Write out the data below exactly as given, without any of its pictures.

-=-=-=-=-

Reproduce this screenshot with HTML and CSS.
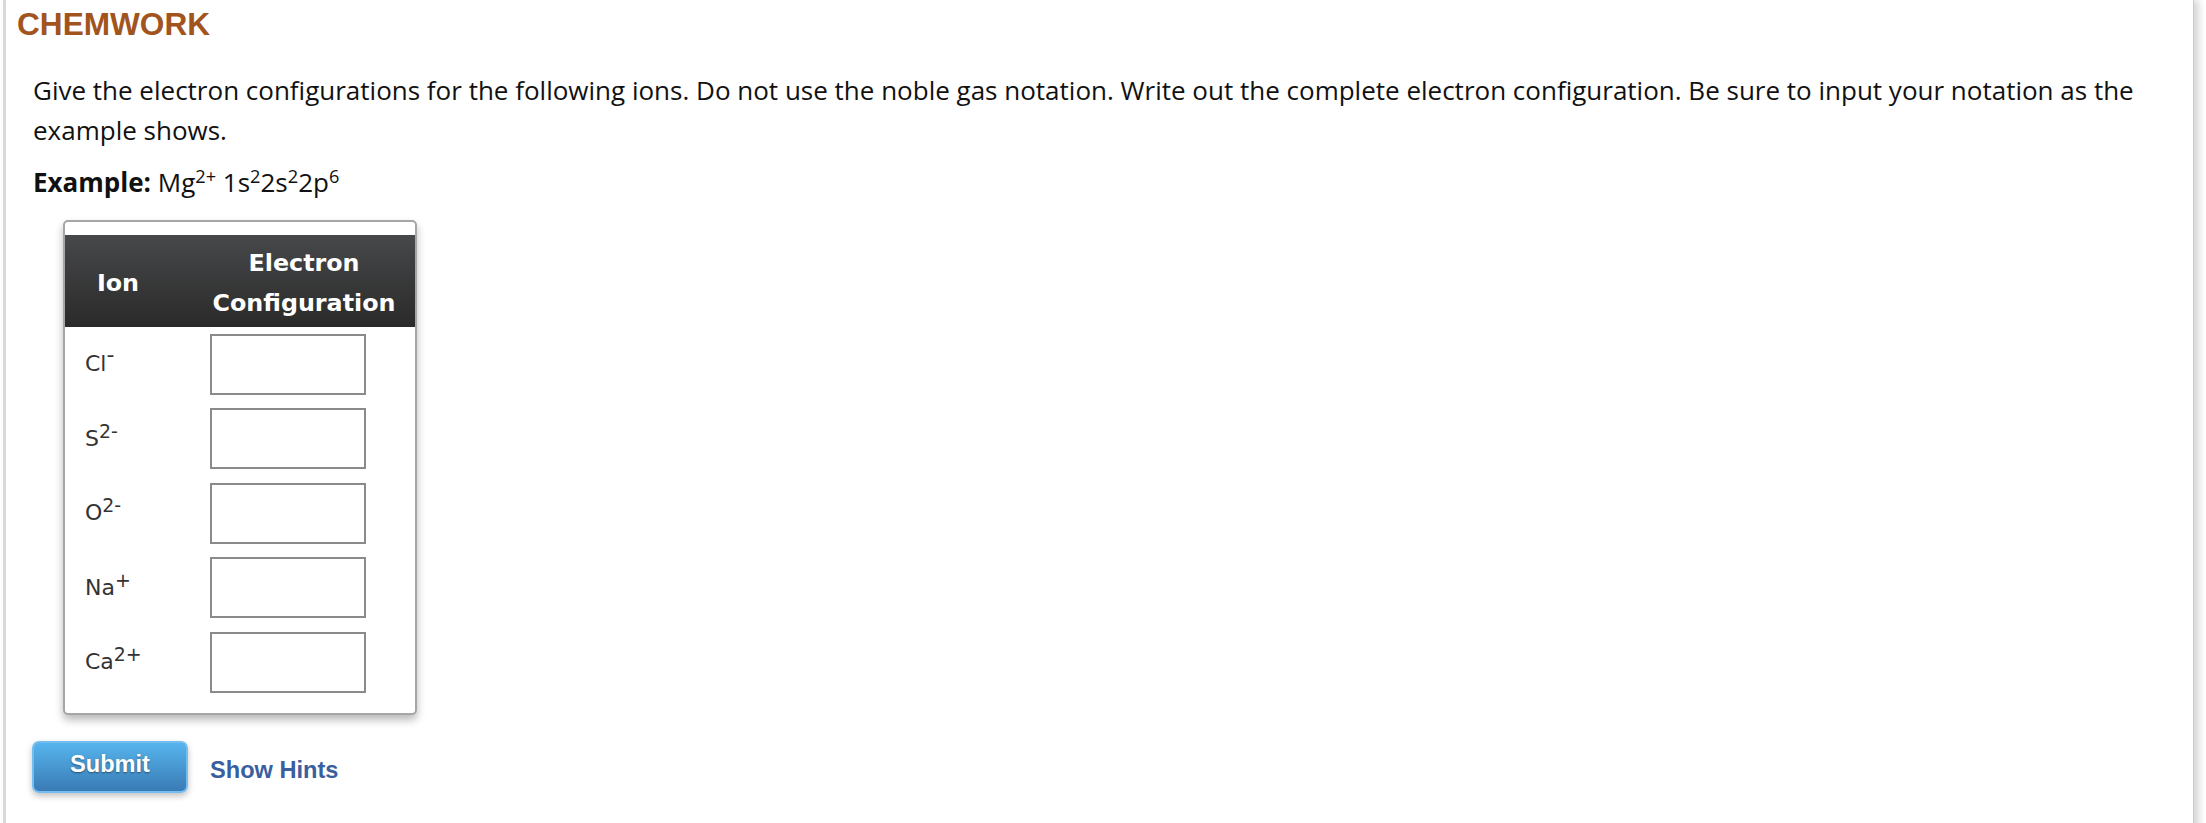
FILE: index.html
```html
<!DOCTYPE html>
<html>
<head>
<meta charset="utf-8">
<title>CHEMWORK</title>
<link rel="stylesheet" href="styles.css">
</head>
<body>
<div class="panel">
  <h1 class="title">CHEMWORK</h1>
  <p class="prompt">Give the electron configurations for the following ions. Do not use the noble gas notation. Write out the complete electron configuration. Be sure to input your notation as the example shows.</p>
  <p class="example"><b>Example:</b> Mg<sup>2+</sup> 1s<sup>2</sup>2s<sup>2</sup>2p<sup>6</sup></p>

  <div class="card">
    <div class="card-head">
      <div class="head-ion">Ion</div>
      <div class="head-config">Electron<br>Configuration</div>
    </div>
    <div class="card-body">
      <div class="row"><div class="ion">Cl<sup class="minus">-</sup></div><input class="answer" type="text"></div>
      <div class="row"><div class="ion">S<sup>2-</sup></div><input class="answer" type="text"></div>
      <div class="row"><div class="ion">O<sup>2-</sup></div><input class="answer" type="text"></div>
      <div class="row"><div class="ion">Na<sup>+</sup></div><input class="answer" type="text"></div>
      <div class="row"><div class="ion">Ca<sup>2+</sup></div><input class="answer" type="text"></div>
    </div>
  </div>

  <div class="actions">
    <button class="submit" type="button">Submit</button>
    <a class="hints" href="#">Show Hints</a>
  </div>
</div>
</body>
</html>
```

FILE: styles.css
```css
html, body {
  margin: 0;
  padding: 0;
  background: #ffffff;
}

body {
  font-family: "Open Sans", "Liberation Sans", sans-serif;
  color: #111111;
}

.panel {
  box-sizing: border-box;
  margin-left: 3px;
  width: 2191px;
  min-height: 823px;
  border-left: 3px solid #d9d9d9;
  border-right: 1px solid #cacaca;
  box-shadow: 5px 0 7px rgba(0, 0, 0, 0.16);
  background: #ffffff;
  padding: 6px 16px 40px 27px;
}

.title {
  margin: 0 0 0 -16px;
  font-family: "Liberation Sans", Arial, sans-serif;
  font-weight: bold;
  font-size: 31.6px;
  line-height: 36px;
  color: #a2541e;
}

.prompt {
  margin: 28px 0 0 0;
  font-size: 26px;
  line-height: 40px;
}

.example {
  margin: 12px 0 0 0;
  font-size: 26px;
  line-height: 40px;
}

.example b {
  font-weight: 700;
}

sup {
  font-size: 0.7em;
  line-height: 0;
  vertical-align: 0.5em;
}

.card {
  box-sizing: border-box;
  margin: 18px 0 0 30px;
  width: 354px;
  border: 2px solid #a6a6a6;
  border-radius: 5px;
  padding: 13px 0 13px 0;
  box-shadow: 0 5px 8px rgba(0, 0, 0, 0.28);
  background: #ffffff;
}

.card-head {
  display: grid;
  grid-template-columns: 106px 1fr;
  align-items: center;
  height: 92px;
  background: linear-gradient(#47484a, #2a2a2a);
  color: #ffffff;
  font-family: "DejaVu Sans", Verdana, sans-serif;
  font-weight: bold;
  font-size: 23.8px;
  line-height: 40px;
}

.head-ion {
  text-align: center;
  padding-top: 4px;
}

.head-config {
  text-align: center;
  padding-left: 22px;
  padding-top: 4px;
}

.card-body {
  display: flex;
  flex-direction: column;
}

.row {
  display: grid;
  grid-template-columns: 145px auto;
  align-items: center;
  height: 74.5px;
}

.ion {
  padding-left: 20px;
  font-family: "DejaVu Sans", Verdana, sans-serif;
  font-size: 22px;
  color: #333333;
  line-height: 30px;
}

.ion sup {
  font-size: 0.86em;
  vertical-align: 0.42em;
}

.ion sup.minus {
  font-size: 1em;
  vertical-align: 0.4em;
}

.answer {
  box-sizing: border-box;
  width: 156px;
  height: 61px;
  margin: 0;
  border: 2px solid #8a8a8a;
  border-radius: 0;
  background: #ffffff;
  padding: 0 6px;
  font-size: 20px;
}

.actions {
  display: flex;
  align-items: center;
  margin: 26px 0 0 -1px;
}

.submit {
  box-sizing: border-box;
  width: 156px;
  height: 52px;
  border: 2px solid #74bdf0;
  border-radius: 7px;
  background: linear-gradient(#56b4ec, #3a7bb6);
  box-shadow: 0 3px 6px rgba(0, 0, 0, 0.25);
  color: #ffffff;
  font-family: "Liberation Sans", Arial, sans-serif;
  font-weight: bold;
  font-size: 23.6px;
  text-shadow: 0 1px 2px rgba(0, 0, 0, 0.45);
  padding: 0 0 4px 0;
  cursor: pointer;
}

.hints {
  margin-left: 22px;
  padding-top: 8px;
  font-family: "Liberation Sans", Arial, sans-serif;
  font-weight: bold;
  font-size: 23.6px;
  color: #3a5f9f;
  text-decoration: none;
}
```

-=-=-=-=-

SOLUTION TO THE PROBLEM.
Reproduce this screenshot with HTML and CSS.
FILE: index.html
```html
<!DOCTYPE html>
<html>
<head>
<meta charset="utf-8">
<title>CHEMWORK</title>
<link rel="stylesheet" href="styles.css">
</head>
<body>
<div class="panel">
  <h1 class="title">CHEMWORK</h1>
  <p class="prompt">Give the electron configurations for the following ions. Do not use the noble gas notation. Write out the complete electron configuration. Be sure to input your notation as the example shows.</p>
  <p class="example"><b>Example:</b> Mg<sup>2+</sup> 1s<sup>2</sup>2s<sup>2</sup>2p<sup>6</sup></p>

  <div class="card">
    <div class="card-head">
      <div class="head-ion">Ion</div>
      <div class="head-config">Electron<br>Configuration</div>
    </div>
    <div class="card-body">
      <div class="row"><div class="ion">Cl<sup class="minus">-</sup></div><input class="answer" type="text"></div>
      <div class="row"><div class="ion">S<sup>2-</sup></div><input class="answer" type="text"></div>
      <div class="row"><div class="ion">O<sup>2-</sup></div><input class="answer" type="text"></div>
      <div class="row"><div class="ion">Na<sup>+</sup></div><input class="answer" type="text"></div>
      <div class="row"><div class="ion">Ca<sup>2+</sup></div><input class="answer" type="text"></div>
    </div>
  </div>

  <div class="actions">
    <button class="submit" type="button">Submit</button>
    <a class="hints" href="#">Show Hints</a>
  </div>
</div>
</body>
</html>
```

FILE: styles.css
```css
html, body {
  margin: 0;
  padding: 0;
  background: #ffffff;
}

body {
  font-family: "Open Sans", "Liberation Sans", sans-serif;
  color: #111111;
}

.panel {
  box-sizing: border-box;
  margin-left: 3px;
  width: 2191px;
  min-height: 823px;
  border-left: 3px solid #d9d9d9;
  border-right: 1px solid #cacaca;
  box-shadow: 5px 0 7px rgba(0, 0, 0, 0.16);
  background: #ffffff;
  padding: 6px 16px 40px 27px;
}

.title {
  margin: 0 0 0 -16px;
  font-family: "Liberation Sans", Arial, sans-serif;
  font-weight: bold;
  font-size: 31.6px;
  line-height: 36px;
  color: #a2541e;
}

.prompt {
  margin: 28px 0 0 0;
  font-size: 26px;
  line-height: 40px;
}

.example {
  margin: 12px 0 0 0;
  font-size: 26px;
  line-height: 40px;
}

.example b {
  font-weight: 700;
}

sup {
  font-size: 0.7em;
  line-height: 0;
  vertical-align: 0.5em;
}

.card {
  box-sizing: border-box;
  margin: 18px 0 0 30px;
  width: 354px;
  border: 2px solid #a6a6a6;
  border-radius: 5px;
  padding: 13px 0 13px 0;
  box-shadow: 0 5px 8px rgba(0, 0, 0, 0.28);
  background: #ffffff;
}

.card-head {
  display: grid;
  grid-template-columns: 106px 1fr;
  align-items: center;
  height: 92px;
  background: linear-gradient(#47484a, #2a2a2a);
  color: #ffffff;
  font-family: "DejaVu Sans", Verdana, sans-serif;
  font-weight: bold;
  font-size: 23.8px;
  line-height: 40px;
}

.head-ion {
  text-align: center;
  padding-top: 4px;
}

.head-config {
  text-align: center;
  padding-left: 22px;
  padding-top: 4px;
}

.card-body {
  display: flex;
  flex-direction: column;
}

.row {
  display: grid;
  grid-template-columns: 145px auto;
  align-items: center;
  height: 74.5px;
}

.ion {
  padding-left: 20px;
  font-family: "DejaVu Sans", Verdana, sans-serif;
  font-size: 22px;
  color: #333333;
  line-height: 30px;
}

.ion sup {
  font-size: 0.86em;
  vertical-align: 0.42em;
}

.ion sup.minus {
  font-size: 1em;
  vertical-align: 0.4em;
}

.answer {
  box-sizing: border-box;
  width: 156px;
  height: 61px;
  margin: 0;
  border: 2px solid #8a8a8a;
  border-radius: 0;
  background: #ffffff;
  padding: 0 6px;
  font-size: 20px;
}

.actions {
  display: flex;
  align-items: center;
  margin: 26px 0 0 -1px;
}

.submit {
  box-sizing: border-box;
  width: 156px;
  height: 52px;
  border: 2px solid #74bdf0;
  border-radius: 7px;
  background: linear-gradient(#56b4ec, #3a7bb6);
  box-shadow: 0 3px 6px rgba(0, 0, 0, 0.25);
  color: #ffffff;
  font-family: "Liberation Sans", Arial, sans-serif;
  font-weight: bold;
  font-size: 23.6px;
  text-shadow: 0 1px 2px rgba(0, 0, 0, 0.45);
  padding: 0 0 4px 0;
  cursor: pointer;
}

.hints {
  margin-left: 22px;
  padding-top: 8px;
  font-family: "Liberation Sans", Arial, sans-serif;
  font-weight: bold;
  font-size: 23.6px;
  color: #3a5f9f;
  text-decoration: none;
}
```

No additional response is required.